## Work instructions:
Skipping all pictures, set down the lines of the listing from the first through the one with "const letters = ['A', 'B', 'C', 'D', 'E', 'F', 'G', ''];".

## Data:
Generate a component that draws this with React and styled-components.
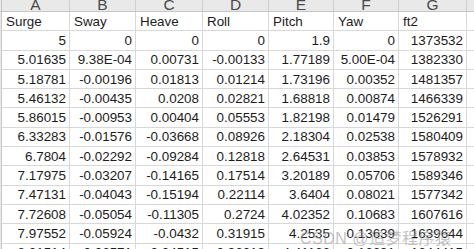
import React from 'react';
import styled, { createGlobalStyle } from 'styled-components';

const GlobalStyle = createGlobalStyle`
  html, body {
    margin: 0;
    padding: 0;
    background: #fff;
    overflow: hidden;
  }
  body {
    font-family: 'Liberation Sans', Arial, sans-serif;
  }
`;

const Sheet = styled.div`
  position: relative;
  width: 474px;
  height: 249px;
  overflow: hidden;
  background: #fff;
`;

const HeaderRow = styled.div`
  display: flex;
  height: 12px;
  background: #e9e9e9;
  border-bottom: 1px solid #c6c6c6;
  box-sizing: border-box;
`;

const HeaderCell = styled.div`
  flex: 0 0 ${p => p.$w}px;
  box-sizing: border-box;
  border-right: 1px solid #cfcfcf;
  overflow: hidden;
  text-align: center;
  color: #4a4a4a;
  font-size: 15.5px;
  line-height: 15px;

  span {
    display: block;
    margin-top: -3px;
  }
`;

const Row = styled.div`
  display: flex;
  height: 19.3px;
  box-sizing: border-box;
  border-bottom: 1px solid #d8d8d8;
`;

const Stub = styled.div`
  flex: 0 0 2px;
  box-sizing: border-box;
  background: #e9e9e9;
  border-right: 1px solid #c6c6c6;
`;

const Cell = styled.div`
  flex: 0 0 ${p => p.$w}px;
  box-sizing: border-box;
  border-right: 1px solid #d8d8d8;
  padding: 0 3px 0 4px;
  display: flex;
  align-items: center;
  justify-content: ${p => (p.$text ? 'flex-start' : 'flex-end')};
  color: #1c1c1c;
  font-size: 13.4px;
  white-space: nowrap;
  overflow: hidden;
`;

const Watermark = styled.div`
  position: absolute;
  left: 300px;
  top: 225px;
  font-family: 'Liberation Sans', 'Noto Sans CJK SC', sans-serif;
  font-size: 16px;
  color: rgba(160, 160, 160, 0.65);
  white-space: nowrap;
  letter-spacing: 0.5px;
`;

const widths = [68, 66, 67, 66, 65, 65, 68, 40];
const letters = ['A', 'B', 'C', 'D', 'E', 'F', 'G', ''];

const rows = [
  ['Surge', 'Sway', 'Heave', 'Roll', 'Pitch', 'Yaw', 'ft2'],
  ['5', '0', '0', '0', '1.9', '0', '1373532'],
  ['5.01635', '9.38E-04', '0.00731', '-0.00133', '1.77189', '5.00E-04', '1382330'],
  ['5.18781', '-0.00196', '0.01813', '0.01214', '1.73196', '0.00352', '1481357'],
  ['5.46132', '-0.00435', '0.0208', '0.02821', '1.68818', '0.00874', '1466339'],
  ['5.86015', '-0.00953', '0.00404', '0.05553', '1.82198', '0.01479', '1526291'],
  ['6.33283', '-0.01576', '-0.03668', '0.08926', '2.18304', '0.02538', '1580409'],
  ['6.7804', '-0.02292', '-0.09284', '0.12818', '2.64531', '0.03853', '1578932'],
  ['7.17975', '-0.03207', '-0.14165', '0.17514', '3.20189', '0.05706', '1589346'],
  ['7.47131', '-0.04043', '-0.15194', '0.22114', '3.6404', '0.08021', '1577342'],
  ['7.72608', '-0.05054', '-0.11305', '0.2724', '4.02352', '0.10683', '1607616'],
  ['7.97552', '-0.05924', '-0.0432', '0.31915', '4.2535', '0.13639', '1639644'],
  ['8.21514', '-0.06571', '0.04515', '0.36013', '4.41166', '0.16631', '1644415'],
];

export default function App() {
  return (
    <Sheet>
      <GlobalStyle />
      <HeaderRow>
        <Stub />
        {letters.map((l, i) => (
          <HeaderCell key={i} $w={widths[i]}>
            <span>{l}</span>
          </HeaderCell>
        ))}
      </HeaderRow>
      {rows.map((r, ri) => (
        <Row key={ri}>
          <Stub />
          {r.map((v, ci) => (
            <Cell key={ci} $w={widths[ci]} $text={ri === 0}>
              {v}
            </Cell>
          ))}
          <Cell $w={widths[7]} />
        </Row>
      ))}
      <Watermark>CSDN @追梦程序猿</Watermark>
    </Sheet>
  );
}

## Output of the exercise:
Generate a component that draws this with React and styled-components.
import React from 'react';
import styled, { createGlobalStyle } from 'styled-components';

const GlobalStyle = createGlobalStyle`
  html, body {
    margin: 0;
    padding: 0;
    background: #fff;
    overflow: hidden;
  }
  body {
    font-family: 'Liberation Sans', Arial, sans-serif;
  }
`;

const Sheet = styled.div`
  position: relative;
  width: 474px;
  height: 249px;
  overflow: hidden;
  background: #fff;
`;

const HeaderRow = styled.div`
  display: flex;
  height: 12px;
  background: #e9e9e9;
  border-bottom: 1px solid #c6c6c6;
  box-sizing: border-box;
`;

const HeaderCell = styled.div`
  flex: 0 0 ${p => p.$w}px;
  box-sizing: border-box;
  border-right: 1px solid #cfcfcf;
  overflow: hidden;
  text-align: center;
  color: #4a4a4a;
  font-size: 15.5px;
  line-height: 15px;

  span {
    display: block;
    margin-top: -3px;
  }
`;

const Row = styled.div`
  display: flex;
  height: 19.3px;
  box-sizing: border-box;
  border-bottom: 1px solid #d8d8d8;
`;

const Stub = styled.div`
  flex: 0 0 2px;
  box-sizing: border-box;
  background: #e9e9e9;
  border-right: 1px solid #c6c6c6;
`;

const Cell = styled.div`
  flex: 0 0 ${p => p.$w}px;
  box-sizing: border-box;
  border-right: 1px solid #d8d8d8;
  padding: 0 3px 0 4px;
  display: flex;
  align-items: center;
  justify-content: ${p => (p.$text ? 'flex-start' : 'flex-end')};
  color: #1c1c1c;
  font-size: 13.4px;
  white-space: nowrap;
  overflow: hidden;
`;

const Watermark = styled.div`
  position: absolute;
  left: 300px;
  top: 225px;
  font-family: 'Liberation Sans', 'Noto Sans CJK SC', sans-serif;
  font-size: 16px;
  color: rgba(160, 160, 160, 0.65);
  white-space: nowrap;
  letter-spacing: 0.5px;
`;

const widths = [68, 66, 67, 66, 65, 65, 68, 40];
const letters = ['A', 'B', 'C', 'D', 'E', 'F', 'G', ''];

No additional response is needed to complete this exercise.